## BEGIN Given material
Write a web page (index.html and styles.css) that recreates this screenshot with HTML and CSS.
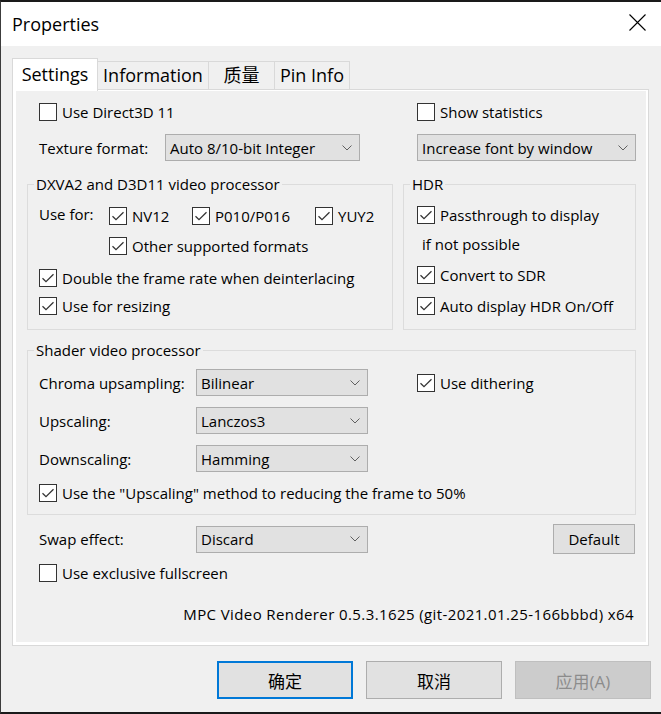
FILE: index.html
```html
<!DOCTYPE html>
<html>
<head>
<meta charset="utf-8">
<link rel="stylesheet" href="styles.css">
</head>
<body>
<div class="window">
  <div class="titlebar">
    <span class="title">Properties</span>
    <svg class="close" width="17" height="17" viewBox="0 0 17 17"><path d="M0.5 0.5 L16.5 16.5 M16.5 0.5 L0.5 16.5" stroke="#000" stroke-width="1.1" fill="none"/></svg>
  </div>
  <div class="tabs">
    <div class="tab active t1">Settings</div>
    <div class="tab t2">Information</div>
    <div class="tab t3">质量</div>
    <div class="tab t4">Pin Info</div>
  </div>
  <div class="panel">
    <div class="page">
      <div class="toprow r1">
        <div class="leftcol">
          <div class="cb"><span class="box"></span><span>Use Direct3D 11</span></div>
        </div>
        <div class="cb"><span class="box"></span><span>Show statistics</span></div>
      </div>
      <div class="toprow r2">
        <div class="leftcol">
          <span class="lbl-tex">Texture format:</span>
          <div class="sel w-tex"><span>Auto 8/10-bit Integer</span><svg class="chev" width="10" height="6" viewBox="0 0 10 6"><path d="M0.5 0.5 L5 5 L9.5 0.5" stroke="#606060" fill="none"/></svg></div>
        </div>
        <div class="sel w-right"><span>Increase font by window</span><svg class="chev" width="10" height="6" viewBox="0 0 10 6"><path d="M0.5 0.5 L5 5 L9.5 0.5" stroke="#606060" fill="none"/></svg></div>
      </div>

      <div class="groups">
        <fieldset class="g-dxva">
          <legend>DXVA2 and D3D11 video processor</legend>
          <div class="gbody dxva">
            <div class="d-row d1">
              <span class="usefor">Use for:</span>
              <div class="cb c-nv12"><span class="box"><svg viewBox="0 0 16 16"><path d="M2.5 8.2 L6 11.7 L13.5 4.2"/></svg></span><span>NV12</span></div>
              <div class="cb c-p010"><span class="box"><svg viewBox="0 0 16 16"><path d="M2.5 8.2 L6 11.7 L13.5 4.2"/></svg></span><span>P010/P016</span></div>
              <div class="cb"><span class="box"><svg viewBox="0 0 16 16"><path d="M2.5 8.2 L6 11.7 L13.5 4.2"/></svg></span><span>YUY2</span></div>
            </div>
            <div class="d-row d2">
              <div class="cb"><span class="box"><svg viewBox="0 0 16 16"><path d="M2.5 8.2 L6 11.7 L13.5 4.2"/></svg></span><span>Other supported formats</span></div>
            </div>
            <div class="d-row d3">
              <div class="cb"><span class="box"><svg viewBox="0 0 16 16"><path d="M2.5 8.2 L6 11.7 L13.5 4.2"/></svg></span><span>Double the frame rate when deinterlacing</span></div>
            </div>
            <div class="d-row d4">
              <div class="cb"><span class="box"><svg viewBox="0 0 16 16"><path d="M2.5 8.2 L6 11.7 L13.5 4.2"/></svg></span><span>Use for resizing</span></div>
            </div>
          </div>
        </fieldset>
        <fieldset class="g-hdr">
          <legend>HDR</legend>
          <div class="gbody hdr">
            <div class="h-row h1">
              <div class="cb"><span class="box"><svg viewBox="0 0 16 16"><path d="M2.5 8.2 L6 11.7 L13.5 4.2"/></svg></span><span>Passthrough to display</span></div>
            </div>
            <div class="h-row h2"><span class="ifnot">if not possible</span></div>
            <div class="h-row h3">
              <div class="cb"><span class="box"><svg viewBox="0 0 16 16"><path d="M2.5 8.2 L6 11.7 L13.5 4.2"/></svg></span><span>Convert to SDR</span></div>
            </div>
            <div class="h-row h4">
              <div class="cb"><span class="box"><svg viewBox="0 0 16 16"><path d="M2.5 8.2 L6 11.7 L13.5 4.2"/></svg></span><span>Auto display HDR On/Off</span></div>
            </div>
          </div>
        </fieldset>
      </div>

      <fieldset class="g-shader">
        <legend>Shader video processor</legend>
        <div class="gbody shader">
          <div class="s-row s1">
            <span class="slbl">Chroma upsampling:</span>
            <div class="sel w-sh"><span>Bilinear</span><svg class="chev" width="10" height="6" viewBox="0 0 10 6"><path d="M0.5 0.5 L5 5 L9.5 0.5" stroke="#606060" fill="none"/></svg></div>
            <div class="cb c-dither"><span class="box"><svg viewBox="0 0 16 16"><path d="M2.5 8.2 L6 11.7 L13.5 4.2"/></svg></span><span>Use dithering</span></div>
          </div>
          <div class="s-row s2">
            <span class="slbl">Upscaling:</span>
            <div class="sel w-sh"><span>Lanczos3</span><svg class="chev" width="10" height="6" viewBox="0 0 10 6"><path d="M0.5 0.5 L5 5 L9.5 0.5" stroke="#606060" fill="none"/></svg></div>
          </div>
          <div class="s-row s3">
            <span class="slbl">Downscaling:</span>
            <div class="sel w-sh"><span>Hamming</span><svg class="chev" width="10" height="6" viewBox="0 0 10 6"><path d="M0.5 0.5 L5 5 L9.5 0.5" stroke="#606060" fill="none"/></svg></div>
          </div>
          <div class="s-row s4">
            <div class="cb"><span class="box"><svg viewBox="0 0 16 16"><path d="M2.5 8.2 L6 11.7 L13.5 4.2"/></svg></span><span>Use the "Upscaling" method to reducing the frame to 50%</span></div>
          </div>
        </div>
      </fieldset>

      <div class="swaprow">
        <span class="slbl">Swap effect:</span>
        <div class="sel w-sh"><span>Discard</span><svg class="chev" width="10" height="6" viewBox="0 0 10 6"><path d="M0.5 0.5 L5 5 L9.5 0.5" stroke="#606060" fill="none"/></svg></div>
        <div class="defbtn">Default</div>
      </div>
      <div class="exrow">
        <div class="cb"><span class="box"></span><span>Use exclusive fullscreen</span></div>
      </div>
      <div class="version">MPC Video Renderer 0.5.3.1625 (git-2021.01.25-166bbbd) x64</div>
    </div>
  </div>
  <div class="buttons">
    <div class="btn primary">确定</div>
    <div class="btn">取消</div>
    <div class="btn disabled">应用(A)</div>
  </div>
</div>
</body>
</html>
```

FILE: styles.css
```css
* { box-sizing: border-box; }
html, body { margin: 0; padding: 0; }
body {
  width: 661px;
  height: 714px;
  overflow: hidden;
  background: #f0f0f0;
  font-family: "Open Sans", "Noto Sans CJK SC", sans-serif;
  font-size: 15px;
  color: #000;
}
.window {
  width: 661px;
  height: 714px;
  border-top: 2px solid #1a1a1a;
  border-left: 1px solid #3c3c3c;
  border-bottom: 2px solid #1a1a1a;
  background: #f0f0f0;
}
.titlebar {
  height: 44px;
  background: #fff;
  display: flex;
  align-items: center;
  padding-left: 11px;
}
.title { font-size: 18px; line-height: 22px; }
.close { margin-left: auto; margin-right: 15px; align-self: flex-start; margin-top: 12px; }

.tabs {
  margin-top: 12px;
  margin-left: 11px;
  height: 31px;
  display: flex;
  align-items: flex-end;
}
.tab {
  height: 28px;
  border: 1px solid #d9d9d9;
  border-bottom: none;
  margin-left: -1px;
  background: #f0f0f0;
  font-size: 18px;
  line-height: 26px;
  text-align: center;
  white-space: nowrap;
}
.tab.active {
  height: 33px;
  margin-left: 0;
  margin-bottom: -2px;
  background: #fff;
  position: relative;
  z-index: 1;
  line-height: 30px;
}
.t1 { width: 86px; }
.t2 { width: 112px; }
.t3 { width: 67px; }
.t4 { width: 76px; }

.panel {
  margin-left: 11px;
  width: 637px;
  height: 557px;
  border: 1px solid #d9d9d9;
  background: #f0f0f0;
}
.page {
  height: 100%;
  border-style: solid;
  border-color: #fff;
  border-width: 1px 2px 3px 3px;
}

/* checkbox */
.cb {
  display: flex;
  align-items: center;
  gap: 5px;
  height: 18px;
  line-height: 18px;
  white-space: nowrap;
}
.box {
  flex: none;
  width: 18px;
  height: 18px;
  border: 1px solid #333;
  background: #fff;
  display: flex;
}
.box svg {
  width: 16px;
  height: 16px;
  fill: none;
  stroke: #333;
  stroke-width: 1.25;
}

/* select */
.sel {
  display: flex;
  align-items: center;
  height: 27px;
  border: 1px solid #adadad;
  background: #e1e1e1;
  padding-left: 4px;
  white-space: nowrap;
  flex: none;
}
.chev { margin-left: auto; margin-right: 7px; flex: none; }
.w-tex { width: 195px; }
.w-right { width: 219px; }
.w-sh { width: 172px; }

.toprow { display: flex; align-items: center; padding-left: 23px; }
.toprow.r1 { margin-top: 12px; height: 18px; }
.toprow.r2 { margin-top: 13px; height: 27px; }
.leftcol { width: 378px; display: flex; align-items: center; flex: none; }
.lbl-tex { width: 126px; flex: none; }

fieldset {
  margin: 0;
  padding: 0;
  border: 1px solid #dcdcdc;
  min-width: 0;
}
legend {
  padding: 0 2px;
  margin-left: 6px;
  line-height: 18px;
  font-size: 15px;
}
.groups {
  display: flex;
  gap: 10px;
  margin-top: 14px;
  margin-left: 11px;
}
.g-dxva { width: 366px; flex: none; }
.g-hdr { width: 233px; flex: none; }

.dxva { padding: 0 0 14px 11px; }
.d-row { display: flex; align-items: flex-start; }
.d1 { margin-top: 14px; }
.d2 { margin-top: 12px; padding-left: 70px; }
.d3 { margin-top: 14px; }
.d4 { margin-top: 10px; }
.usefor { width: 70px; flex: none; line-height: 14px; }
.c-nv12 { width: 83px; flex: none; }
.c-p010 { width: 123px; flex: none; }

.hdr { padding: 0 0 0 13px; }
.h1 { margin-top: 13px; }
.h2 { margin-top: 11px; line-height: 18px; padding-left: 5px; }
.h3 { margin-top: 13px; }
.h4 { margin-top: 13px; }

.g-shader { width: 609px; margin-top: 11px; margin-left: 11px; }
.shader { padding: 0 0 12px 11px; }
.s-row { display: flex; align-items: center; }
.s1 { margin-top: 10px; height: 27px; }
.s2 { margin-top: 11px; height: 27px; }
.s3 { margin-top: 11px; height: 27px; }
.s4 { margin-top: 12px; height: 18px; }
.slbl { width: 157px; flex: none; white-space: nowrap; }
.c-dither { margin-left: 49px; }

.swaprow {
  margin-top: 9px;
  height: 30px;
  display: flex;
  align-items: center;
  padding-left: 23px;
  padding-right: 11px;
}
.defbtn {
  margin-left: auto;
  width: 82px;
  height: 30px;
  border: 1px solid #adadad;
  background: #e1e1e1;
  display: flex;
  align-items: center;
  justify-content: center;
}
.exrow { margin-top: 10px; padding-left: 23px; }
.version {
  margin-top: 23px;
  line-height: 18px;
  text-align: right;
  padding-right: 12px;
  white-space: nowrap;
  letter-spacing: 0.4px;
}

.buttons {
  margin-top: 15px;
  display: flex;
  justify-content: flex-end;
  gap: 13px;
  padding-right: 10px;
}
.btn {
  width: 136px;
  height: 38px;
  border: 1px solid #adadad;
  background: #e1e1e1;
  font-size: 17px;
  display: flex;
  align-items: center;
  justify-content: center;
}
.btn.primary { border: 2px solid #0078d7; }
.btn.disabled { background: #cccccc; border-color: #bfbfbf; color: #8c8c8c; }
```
## END Given material
Pull out each line containing the word "page" and copy it.

### Result for this task:
Write a web page (index.html and styles.css) that recreates this screenshot with HTML and CSS.
    <div class="page">
.page {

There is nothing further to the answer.